Question

find the area of the region bounded by the graphs of the given equations.$$\begin{array}{l}{y=x \ln x} \\ {y=0, x=e}\end{array}$$

Answer

**step1 Identify the boundaries of the region**

To find the area of the region bounded by the given graphs, we first need to determine the intersection points and the limits of integration. The given equations are $$y = x \ln x$$, $$y = 0$$ (the x-axis), and $$x = e$$.

The curve $$y = x \ln x$$ intersects the x-axis ($$y = 0$$) when $$x \ln x = 0$$. This occurs when either $$x = 0$$ or $$\ln x = 0$$. Since $$\ln x$$ is only defined for $$x > 0$$, we consider $$\ln x = 0$$, which implies $$x = e^0 = 1$$.

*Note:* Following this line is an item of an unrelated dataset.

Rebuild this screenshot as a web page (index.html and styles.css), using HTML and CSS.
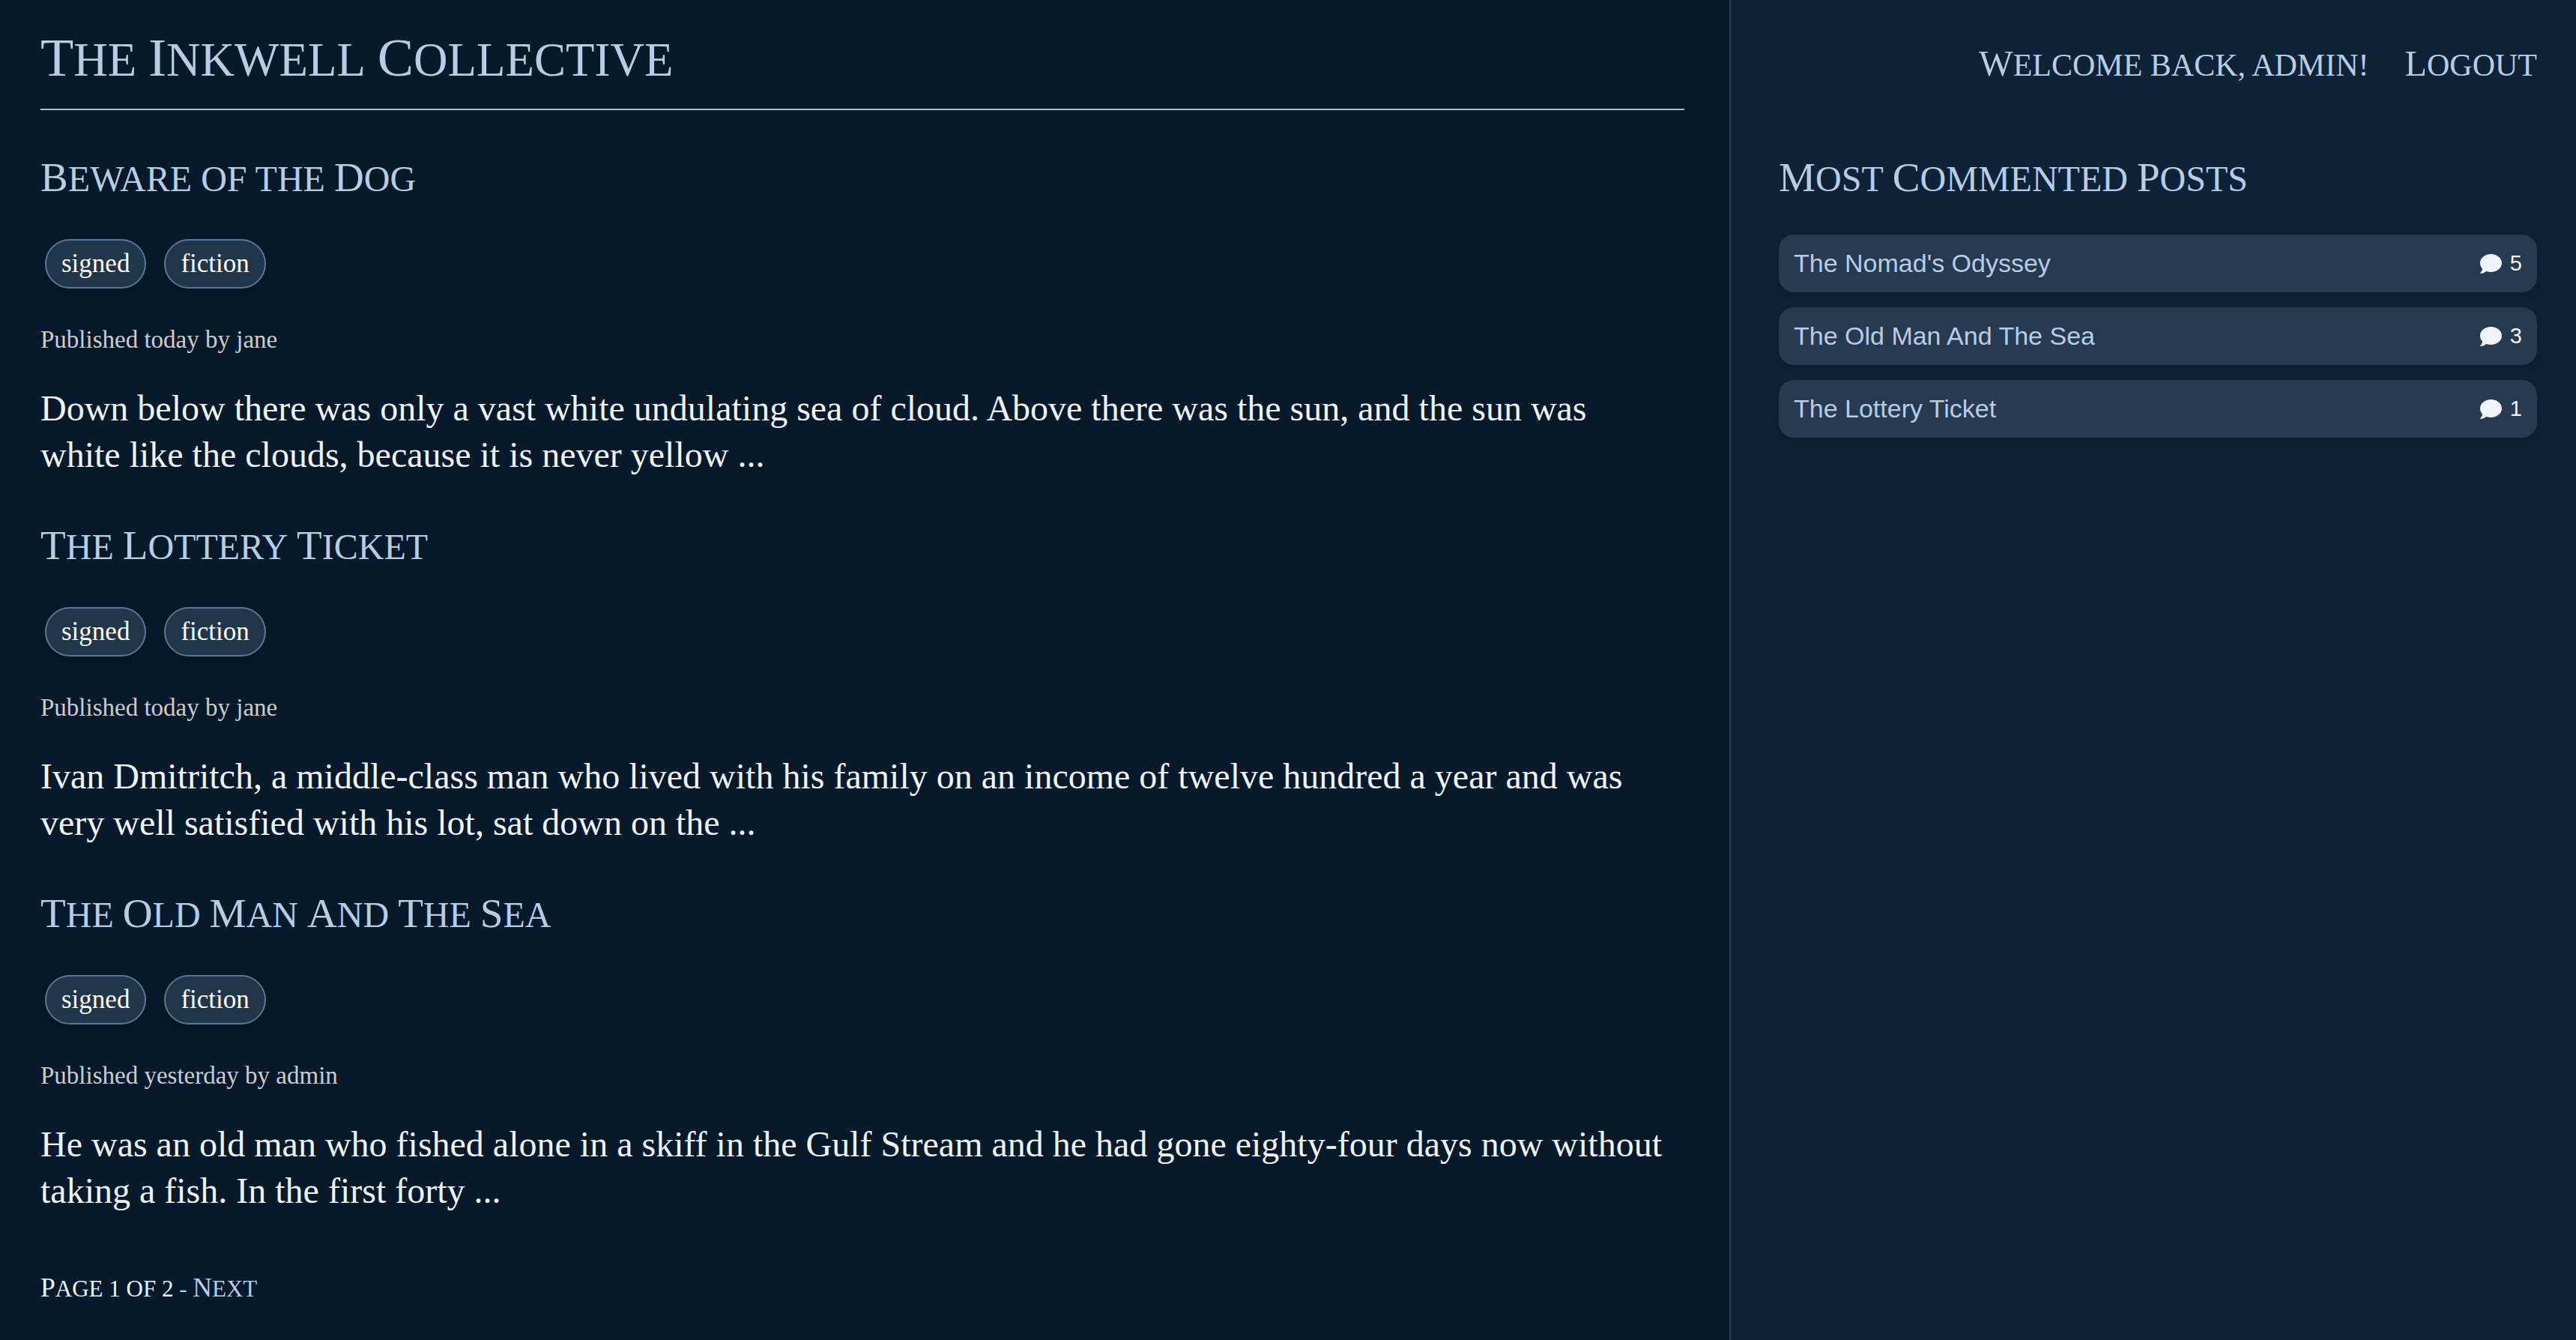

Therefore, the region is bounded by the x-axis ($$y=0$$) from below, the curve $$y = x \ln x$$ from above (since $$x \ln x > 0$$ for $$x \in (1, e]$$), and the vertical lines $$x = 1$$ and $$x = e$$. The area will be calculated by integrating the function $$y = x \ln x$$ from $$x = 1$$ to $$x = e$$.

$$ \text{Left Boundary: } x = 1 $$

$$ \text{Right Boundary: } x = e $$

$$ \text{Upper Function: } f(x) = x \ln x $$

$$ \text{Lower Function: } g(x) = 0 $$

**step2 Set up the definite integral for the area**

The area $$A$$ of the region bounded by two curves $$f(x)$$ and $$g(x)$$ from $$x=a$$ to $$x=b$$, where $$f(x) \ge g(x)$$ over the interval $$[a, b]$$, is given by the definite integral:

$$ A = \int_{a}^{b} (f(x) - g(x)) dx $$

In this case, $$f(x) = x \ln x$$, $$g(x) = 0$$, $$a = 1$$, and $$b = e$$. Substituting these values, we get:

$$ A = \int_{1}^{e} (x \ln x - 0) dx = \int_{1}^{e} x \ln x dx $$

**step3 Evaluate the indefinite integral using integration by parts**

To evaluate the integral $$\int x \ln x dx$$, we use the integration by parts formula: $$\int u dv = uv - \int v du$$.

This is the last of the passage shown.